Two trains are moving in the same direction at speeds of 72 km/h and 36 km/h. The faster train completely crosses a girl who is sitting at a window seat in the slower train in 32 seconds. What is the length of the faster train in metres?

Introduction / Context:
In many aptitude exams, train problems test the idea of relative speed when two objects move in the same direction or opposite directions. In this question, two trains move in the same direction, and the faster train overtakes a girl sitting in the slower train. We are asked to find the length of the faster train using the time taken to completely pass the girl and the relative speed between the trains.

Given Data / Assumptions:

• Speed of the faster train = 72 km/h.
• Speed of the slower train = 36 km/h.
• The girl is sitting in the slower train, treated as a point object.
• Time taken by the faster train to completely cross the girl = 32 seconds.
• We assume uniform speeds and straight tracks.

Concept / Approach:
When two bodies move in the same direction, the effective or relative speed is the difference between their individual speeds. Here, the faster train must cover its own length relative to the girl in the slower train. Once we calculate the relative speed in metres per second, we multiply it by the time taken to cross in order to get the length of the faster train.

Step-by-Step Solution:
Step 1: Relative speed in km/h = 72 - 36 = 36 km/h. Step 2: Convert this into m/s using 1 km/h = 5/18 m/s. Step 3: Relative speed in m/s = 36 * 5/18 = 10 m/s. Step 4: Time taken to cross the girl = 32 s. Step 5: Length of the faster train = relative speed * time = 10 * 32 = 320 m.

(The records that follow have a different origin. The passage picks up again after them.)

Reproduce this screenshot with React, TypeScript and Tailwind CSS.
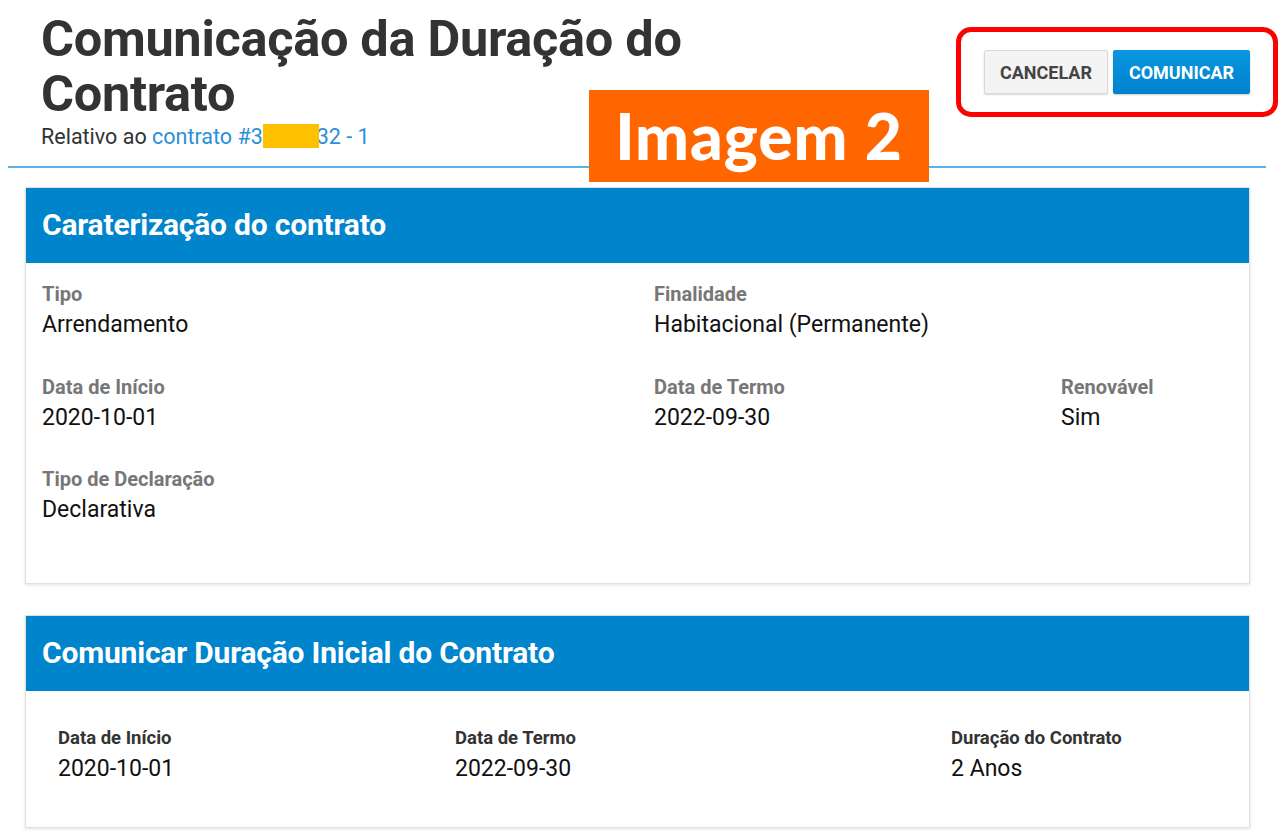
import React from "react";

const FONT = { fontFamily: "Roboto, 'Liberation Sans', sans-serif" };

type Field = { label: string; value: string };

const FieldBlock: React.FC<Field & { labelClass: string }> = ({ label, value, labelClass }) => (
  <div>
    <div className={`font-bold leading-[22px] ${labelClass}`}>{label}</div>
    <div className="text-[23px] leading-[30px] text-[#111] mt-[5px]">{value}</div>
  </div>
);

const Card: React.FC<{ title: string; children: React.ReactNode; className?: string }> = ({
  title,
  children,
  className,
}) => (
  <section
    className={`ml-[25px] w-[1225px] border border-[#e0e0e0] bg-white shadow-[0_1px_3px_rgba(0,0,0,0.12)] ${className ?? ""}`}
  >
    <div className="h-[75px] bg-[#0084cc] flex items-center px-[16px] pb-[3px]">
      <h2 className="text-[30px] font-bold text-white tracking-[-0.2px]">{title}</h2>
    </div>
    {children}
  </section>
);

export default function App() {
  const rows: Field[][] = [
    [
      { label: "Tipo", value: "Arrendamento" },
      { label: "Finalidade", value: "Habitacional (Permanente)" },
    ],
    [
      { label: "Data de Início", value: "2020-10-01" },
      { label: "Data de Termo", value: "2022-09-30" },
      { label: "Renovável", value: "Sim" },
    ],
    [{ label: "Tipo de Declaração", value: "Declarativa" }],
  ];

  return (
    <div className="w-[1280px] h-[837px] bg-white overflow-hidden" style={FONT}>
      {/* Page header */}
      <header className="relative h-[168px]">
        <div className="pl-[41px] pt-[11px]">
          <h1 className="text-[50.5px] font-bold leading-[55px] text-[#333] w-[700px] tracking-[-0.3px]">
            Comunicação da Duração do Contrato
          </h1>
          <p className="text-[21.5px] leading-[28px] text-[#333] mt-[2px]">
            Relativo ao{" "}
            <span className="text-[#2b8fd8]">
              contrato #3
              <span className="relative inline-block w-[54px]">
                <span className="invisible">0</span>
                <span className="absolute left-[0px] top-[1px] w-[56px] h-[24px] bg-[#ffc000]" />
              </span>
              32 - 1
            </span>
          </p>
        </div>
        <div className="absolute left-[8px] right-[14px] bottom-0 h-[2px] bg-[#5cb3e8]" />

        {/* annotation label */}
        <div className="absolute left-[589px] top-[90px] w-[340px] h-[92px] bg-[#ff6600] flex items-center justify-center">
          <span
            className="text-white text-[64px] font-black tracking-[1px] leading-none"
            style={{ fontFamily: "Lato, 'Open Sans', sans-serif" }}
          >
            Imagem 2
          </span>
        </div>

        {/* actions, outlined in red */}
        <div className="absolute left-[956px] top-[27px] w-[322px] h-[90px] border-[5px] border-[#ff0000] rounded-[15px] flex items-center pl-[23px] gap-[5px]">
          <button className="h-[44px] w-[124px] bg-[#f4f4f4] border border-[#d8d8d8] rounded-[2px] shadow-[0_1px_2px_rgba(0,0,0,0.15)] text-[18px] font-bold text-[#444]">
            CANCELAR
          </button>
          <button className="h-[44px] w-[137px] bg-gradient-to-b from-[#0a96e0] to-[#0082cc] rounded-[2px] shadow-[0_1px_2px_rgba(0,0,0,0.2)] text-[18px] font-bold text-white">
            COMUNICAR
          </button>
        </div>
      </header>

      <Card title="Caraterização do contrato" className="mt-[19px] h-[397px]">
        <div className="px-[16px] pt-[20px] flex flex-col gap-[35.5px]">
          {rows.map((row, i) => (
            <div key={i} className="grid grid-cols-[612px_407px_1fr]">
              {row.map((f) => (
                <FieldBlock key={f.label} {...f} labelClass="text-[20px] text-[#777]" />
              ))}
            </div>
          ))}
        </div>
      </Card>

      <Card title="Comunicar Duração Inicial do Contrato" className="mt-[31px] h-[213px]">
        <div className="px-[32px] pt-[36px] grid grid-cols-[397px_496px_1fr]">
          <FieldBlock label="Data de Início" value="2020-10-01" labelClass="text-[18.5px] text-[#333]" />
          <FieldBlock label="Data de Termo" value="2022-09-30" labelClass="text-[18.5px] text-[#333]" />
          <FieldBlock label="Duração do Contrato" value="2 Anos" labelClass="text-[18.5px] text-[#333]" />
        </div>
      </Card>
    </div>
  );
}
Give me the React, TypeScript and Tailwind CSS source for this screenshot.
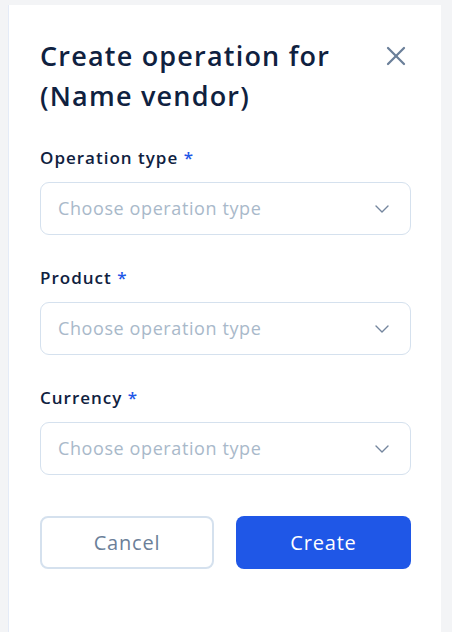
import { ChevronDown, X } from 'lucide-react';

const fields = [
  { label: 'Operation type', placeholder: 'Choose operation type' },
  { label: 'Product', placeholder: 'Choose operation type' },
  { label: 'Currency', placeholder: 'Choose operation type' },
];

export default function App() {
  return (
    <div
      className="min-h-screen bg-[#f3f4f6] pt-[5px] pl-[8px] pr-[11px]"
      style={{ fontFamily: '"Open Sans", sans-serif' }}
    >
      <div className="min-h-[627px] border-l border-[#e4ebf7] bg-white pr-[30px] pl-[31px] pt-[31px]">
        {/* Header */}
        <div className="flex items-start justify-between">
          <h1 className="text-[27px] leading-[40px] font-semibold tracking-[1.2px] text-[#0f2140]">
            Create operation for
            <br />
            (Name vendor)
          </h1>
          <button type="button" className="mt-[4px] -mr-[1px] text-[#6b7f99]">
            <X className="h-[32px] w-[32px]" strokeWidth={1.7} />
          </button>
        </div>

        {/* Fields */}
        <div className="mt-[31px] flex flex-col gap-[32px]">
          {fields.map(field => (
            <div key={field.label}>
              <label className="block text-[17px] leading-[22px] font-semibold tracking-[1px] text-[#0f2140]">
                {field.label}
                {' '}
                <span className="text-[#1f57e7]">*</span>
              </label>
              <button
                type="button"
                className="mt-[13px] flex h-[53px] w-full items-center justify-between rounded-[9px] border border-[#d5e1ee] pr-[16px] pl-[17px] text-left"
              >
                <span className="text-[18px] tracking-[0.6px] text-[#a9b9ca]">{field.placeholder}</span>
                <ChevronDown className="h-[24px] w-[24px] text-[#74869e]" strokeWidth={1.4} />
              </button>
            </div>
          ))}
        </div>

        {/* Actions */}
        <div className="mt-[41px] flex justify-between">
          <button
            type="button"
            className="h-[53px] w-[174px] rounded-[8px] border-2 border-[#d5e1ee] bg-white text-[20px] font-medium tracking-[0.8px] text-[#6b7f99]"
          >
            Cancel
          </button>
          <button
            type="button"
            className="h-[53px] w-[175px] rounded-[8px] bg-[#1f57e7] text-[20px] font-medium tracking-[0.8px] text-white"
          >
            Create
          </button>
        </div>
      </div>
    </div>
  );
}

Verification / Alternative check:
We can verify the calculation quickly. If the faster train is 320 m long and the relative speed is 10 m/s, then time to cross the girl = distance / speed = 320 / 10 = 32 s, which matches the given time. The use of relative speed is correct because both trains are moving in the same direction and the girl shares the motion of the slower train.

Why Other Options Are Wrong:
170 m, 100 m, and 270 m are all smaller than the correct length and would give times less than 32 seconds at 10 m/s. For example, 270 m at 10 m/s would give 27 s. The distractor 220 m also leads to 22 s, which does not match the given crossing time. Therefore, none of these satisfy the condition of 32 seconds.

Common Pitfalls:
A common mistake is to add the two speeds instead of subtracting them when the motion is in the same direction. Another error is to forget to convert from km/h to m/s before multiplying by time in seconds. Some learners also incorrectly treat the entire slower train length, but only the length of the faster train matters when overtaking a single point like a sitting passenger.

Final Answer:
The length of the faster train is 320 m.